Pulse fluttering, heightening her senses to giddiness, she cruised over to a rock where an oyster had been deposited. At about the sixty-second mark, she retrieved two more, then aimed her body toward the surface.

With a slight pop-splash, she broke the waterline, put the oysters into her barrel and took a second to recover while hanging on to the floating basket. Over
the emcee’s droning speech, her breathing sang like a whistle. To the untrained ear, it was alarming, but her lungs and heart were the better for it.

Next to Kat, Yoko was hanging on to her own barrel and watching her.

As the announcer told the audience about how Kokichi Mikimoto, industry pioneer, had created the type of
ama
uniform they were now garbed in here at Neptune Point, Kat took another dive. Then, after that, two others.
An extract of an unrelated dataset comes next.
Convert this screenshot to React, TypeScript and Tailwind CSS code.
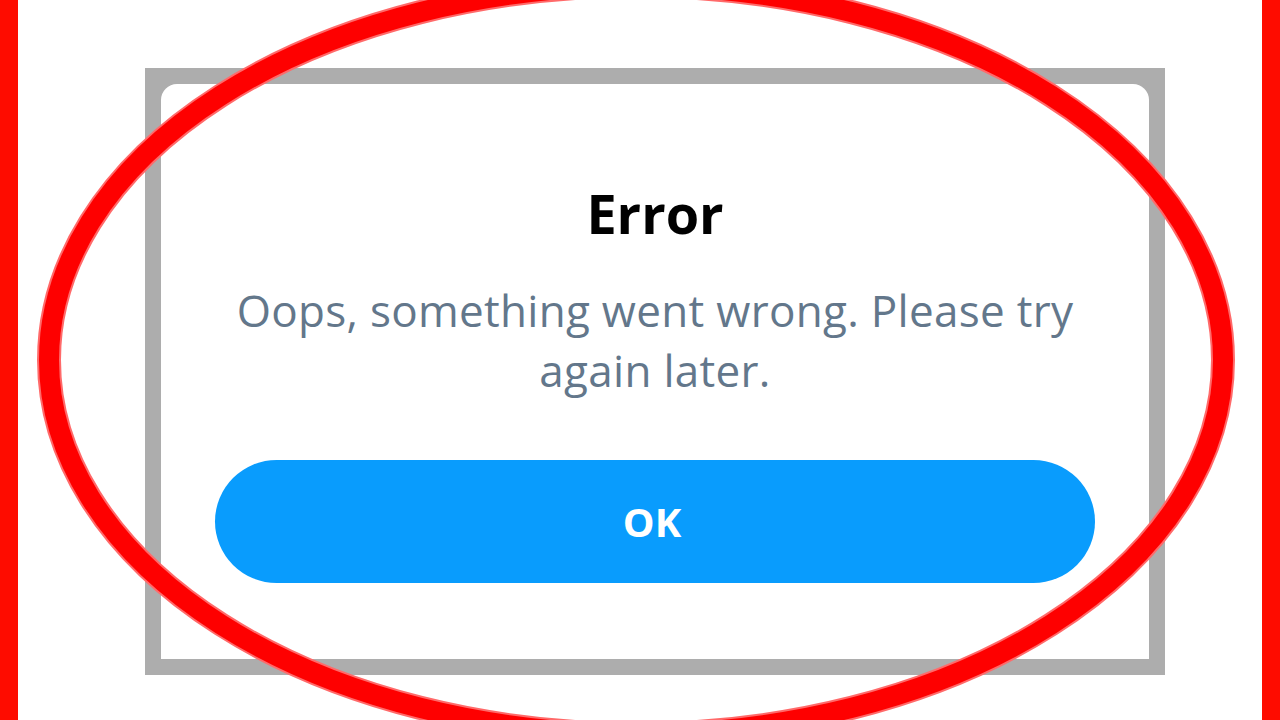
export default function App() {
  return (
    <div className="relative w-[1280px] h-[720px] bg-white flex overflow-hidden font-['Open_Sans',sans-serif]">
      <div className="w-[18px] bg-[#fe0c00]" />
      <div className="flex-1 pl-[127px] pt-[68px]">
        <div className="w-[1020px] h-[607px] bg-[#adadad] p-[16px]">
          <div className="h-full bg-white rounded-t-[16px] flex flex-col items-center pt-[97px] px-[54px] pb-[76px]">
            <h1 className="text-[54px] leading-[64px] font-bold text-black">Error</h1>
            <p className="mt-[35px] text-[44px] leading-[60px] tracking-[0.3px] text-[#63778b] text-center">
              Oops, something went wrong. Please try
              <br />
              again later.
            </p>
            <button
              type="button"
              className="mt-[60px] w-full h-[123px] rounded-full bg-[#099cfd] text-white text-[40px] font-bold pr-[6px]"
            >
              OK
            </button>
          </div>
        </div>
      </div>
      <div className="w-[18px] bg-[#fe0c00]" />
      <svg className="absolute inset-0 pointer-events-none" width="1280" height="720" viewBox="0 0 1280 720">
        <ellipse cx="636" cy="360" rx="587" ry="374" fill="none" stroke="#ff6a6a" strokeWidth="24" />
        <ellipse cx="636" cy="360" rx="587" ry="374" fill="none" stroke="#fe0000" strokeWidth="20" />
      </svg>
    </div>
  );
}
On the last dive, fifteen seconds disappeared in a flow of growing peace and self-esteem. She held her breath, triumphing.

You’re beating the water again, she thought as she fetched her oysters.
Every dive makes you stronger.

Focused on her task, Kat barely felt it when a hand levered down on her head.
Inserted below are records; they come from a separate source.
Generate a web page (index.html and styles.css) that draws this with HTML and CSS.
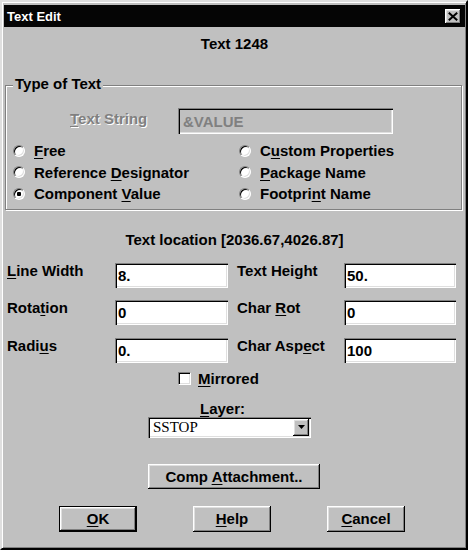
FILE: index.html
```html
<!DOCTYPE html>
<html lang="en">
<head>
<meta charset="UTF-8">
<title>Text Edit</title>
<link rel="stylesheet" href="styles.css">
</head>
<body>
<div class="dlg">
    <div class="caption">
        <span>Text Edit</span>
        <span class="close-btn">
            <svg width="10" height="9" viewBox="0 0 10 9"><path d="M0.8 0.8 L9.2 8.2 M9.2 0.8 L0.8 8.2" stroke="#000" stroke-width="2"/></svg>
        </span>
    </div>
    <div class="client">
        <div class="heading">Text 1248</div>

        <div class="group">
            <div class="legend">Type of Text</div>
            <div class="str-row">
                <span class="str-label disabled"><u>T</u>ext String</span>
                <span class="edit readonly">&amp;VALUE</span>
            </div>
            <div class="radios">
                <div class="radio"><span class="knob"></span><span><u>F</u>ree</span></div>
                <div class="radio"><span class="knob"></span><span>C<u>u</u>stom Properties</span></div>
                <div class="radio"><span class="knob"></span><span>Reference <u>D</u>esignator</span></div>
                <div class="radio"><span class="knob"></span><span><u>P</u>ackage Name</span></div>
                <div class="radio"><span class="knob on"></span><span>Component <u>V</u>alue</span></div>
                <div class="radio"><span class="knob"></span><span>Footpri<u>n</u>t Name</span></div>
            </div>
        </div>

        <div class="location">Text location [2036.67,4026.87]</div>

        <div class="fields">
            <span class="flabel"><u>L</u>ine Width</span>
            <span class="edit">8.</span>
            <span class="flabel right">Text Height</span>
            <span class="edit">50.</span>

            <span class="flabel">Rota<u>t</u>ion</span>
            <span class="edit">0</span>
            <span class="flabel right">Char <u>R</u>ot</span>
            <span class="edit">0</span>

            <span class="flabel">Radi<u>u</u>s</span>
            <span class="edit">0.</span>
            <span class="flabel right">Char Asp<u>e</u>ct</span>
            <span class="edit">100</span>
        </div>

        <div class="check-row"><span class="checkbox"></span><span><u>M</u>irrored</span></div>

        <div class="layer">
            <div class="layer-label"><u>L</u>ayer:</div>
            <div class="combo">
                <span class="combo-text">SSTOP</span>
                <span class="combo-btn">
                    <svg width="7" height="4" viewBox="0 0 7 4"><path d="M0 0 H7 L3.5 4 Z" fill="#000"/></svg>
                </span>
            </div>
        </div>

        <div class="btn wide"><span>Comp <u>A</u>ttachment..</span></div>

        <div class="btn-row">
            <div class="btn default"><span><u>O</u>K</span></div>
            <div class="btn"><span><u>H</u>elp</span></div>
            <div class="btn"><span><u>C</u>ancel</span></div>
        </div>
    </div>
</div>
</body>
</html>
```

FILE: styles.css
```css
body {
    margin: 0;
    background: #fff;
    color: #000;
    font-family: "Liberation Sans", Arial, sans-serif;
    font-size: 15px;
    font-weight: bold;
}
u { text-underline-offset: 2px; }

.dlg {
    box-sizing: border-box;
    width: 468px;
    height: 550px;
    background: #c0c0c0;
    border: 2px solid;
    border-color: #dfdfdf #000 #000 #dfdfdf;
    box-shadow: inset 1px 1px #fff, inset -1px -1px #808080;
    padding: 3px 1px 2px 2px;
    display: flex;
    flex-direction: column;
}

/* title bar */
.caption {
    height: 22px;
    background: #050505;
    color: #fff;
    font-size: 13px;
    display: flex;
    align-items: center;
    justify-content: space-between;
    padding: 0 4px 0 3px;
}
.close-btn {
    width: 16px;
    height: 15px;
    background: #c0c0c0;
    box-shadow: inset -1px -1px #000, inset 1px 1px #fff, inset -2px -2px #808080, inset 2px 2px #dfdfdf;
    display: flex;
    align-items: center;
    justify-content: center;
}

.client {
    flex: 1;
    display: flex;
    flex-direction: column;
}
.heading {
    text-align: center;
    line-height: 18px;
    margin-top: 8px;
}

/* group box */
.group {
    box-sizing: border-box;
    width: 457px;
    margin: 32px 0 0 1px;
    border: 1px solid #808080;
    box-shadow: inset 1px 1px #fff, 1px 1px #fff;
    padding: 0 0 4px 0;
}
.legend {
    width: fit-content;
    margin: -11px 0 0 7px;
    padding: 0 2px;
    line-height: 18px;
    background: #c0c0c0;
}
.str-row {
    display: flex;
    align-items: flex-start;
    margin-top: 15px;
    padding-left: 64px;
}
.str-label {
    width: 108px;
    line-height: 18px;
    margin-top: 2px;
}
.disabled {
    color: #808080;
    text-shadow: 1px 1px #fff;
}
.radios {
    display: grid;
    grid-template-columns: 226px auto;
    grid-auto-rows: 21.5px;
    margin-top: 6px;
    padding-left: 7px;
}
.radio {
    display: flex;
    align-items: center;
    gap: 9px;
}
.knob {
    box-sizing: border-box;
    width: 12px;
    height: 12px;
    border-radius: 50%;
    background: #fff;
    border: 1px solid;
    border-color: #808080 #fff #fff #808080;
    box-shadow: inset 1px 1px #000, inset -1px -1px #dfdfdf;
}
.knob.on { background: radial-gradient(circle, #000 2px, #fff 2.5px); }

/* edit boxes */
.edit {
    box-sizing: border-box;
    display: flex;
    align-items: center;
    background: #fff;
    padding-left: 3px;
    box-shadow: inset 1px 1px #808080, inset 2px 2px #000, inset -1px -1px #fff, inset -2px -2px #dfdfdf;
}
.edit.readonly {
    width: 215px;
    height: 26px;
    padding-left: 5px;
    background: #c0c0c0;
    color: #808080;
}

.location {
    text-align: center;
    line-height: 18px;
    margin-top: 21px;
}
.fields {
    display: grid;
    grid-template-columns: 108px 113px 116px 112px;
    grid-auto-rows: 25px;
    row-gap: 12.5px;
    margin-top: 14px;
    padding-left: 3px;
}
.flabel {
    line-height: 18px;
    margin-top: -1px;
}
.flabel.right { padding-left: 9px; }

.check-row {
    display: flex;
    align-items: center;
    gap: 7px;
    line-height: 18px;
    margin-top: 7px;
    padding-left: 174px;
}
.checkbox {
    box-sizing: border-box;
    width: 13px;
    height: 13px;
    background: #fff;
    border: 1px solid;
    border-color: #808080 #fff #fff #808080;
    box-shadow: inset 1px 1px #000, inset -1px -1px #dfdfdf;
}

.layer {
    width: 163px;
    margin: 13px 0 0 144px;
}
.layer-label {
    text-align: center;
    line-height: 16px;
    padding-right: 14px;
}
.combo {
    box-sizing: border-box;
    height: 21px;
    display: flex;
    align-items: center;
    justify-content: space-between;
    background: #fff;
    padding: 0 2px 0 5px;
    box-shadow: inset 1px 1px #808080, inset 2px 2px #000, inset -1px -1px #fff, inset -2px -2px #dfdfdf;
}
.combo-text {
    font-family: "Liberation Serif", "Times New Roman", serif;
    font-weight: normal;
    font-size: 15px;
}
.combo-btn {
    width: 16px;
    height: 17px;
    background: #c0c0c0;
    box-shadow: inset -1px -1px #000, inset 1px 1px #fff, inset -2px -2px #808080, inset 2px 2px #dfdfdf;
    display: flex;
    align-items: center;
    justify-content: center;
}

/* push buttons */
.btn {
    box-sizing: border-box;
    width: 78px;
    height: 26px;
    display: flex;
    align-items: center;
    justify-content: center;
    background: #c0c0c0;
    box-shadow: inset -1px -1px #000, inset 1px 1px #fff, inset -2px -2px #808080, inset 2px 2px #dfdfdf;
}
.btn.wide {
    width: 172px;
    height: 25px;
    margin: 26px 0 0 144px;
}
.btn.default {
    border: 1px solid #000;
}
.btn-row {
    display: flex;
    gap: 56px;
    margin-top: 17px;
    padding-left: 55px;
}
```
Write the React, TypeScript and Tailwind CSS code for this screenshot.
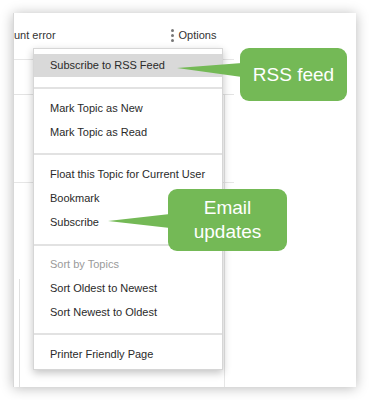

In the back of her mind, she knew it was Yoko trying a new, more effective method of jarring Kat out of the way as she grabbed for the oysters that Kat was holding.

Yoko didn’t usually make bodily contact.

But…damn—
damn
! There was something about the pressure on her skull, the claustrophobic weight heaving her down.

As faint as the push was, its power roared over Kat like a storm wave, pinning her, mentally freezing her limbs into helpless stumps.

In slow time, she felt the oysters slip from her hand, felt Yoko pushing off her body in a lunge for the booty. As Kat instinctively opened her mouth, a bubble of treasured air escaped upward, lost to the water.

Panic bathed her, a terrible memory wiping over her eyes—the one from years ago, the one she fought with every dive: water, so gorgeous and deadly and blue as it sheened over her like a glass ceiling. Waves, ebbing, flowing, as Kat, who was only nine, lay on the bottom of the ocean, trapped by the undertow.

Debilitating fear. A few moments that seemed like hours.

But the horrific serenity was slashed wide open as the pressure of the tide spat her back out of the water, coughing, gripping for breath. Her dad had rushed to her side, helping her to expel the water from her lungs, carrying her to a threadbare towel where he dried her and whispered an urgent pep talk of recovery.

Now, as she remembered, she could feel the water seeping into her like a transfusion of cold blood. It became a part of her, almost like the sea hadn’t forgotten. She’d been stolen from the ocean once, and it was taking her back, wasn’t it? Taking her…

No. No it wasn’t.

With an explosion of energy, Kat frantically lashed out with her clawed fingers, blindly catching Yoko as she grabbed for the falling oysters.

Kat choked on a gasp of water, then, quickly shutting her mouth, latched on to Yoko’s arm. The other diver’s eyes widened under her mask, like they always did when she acted surprised that someone was freaking out about something she considered quite minor.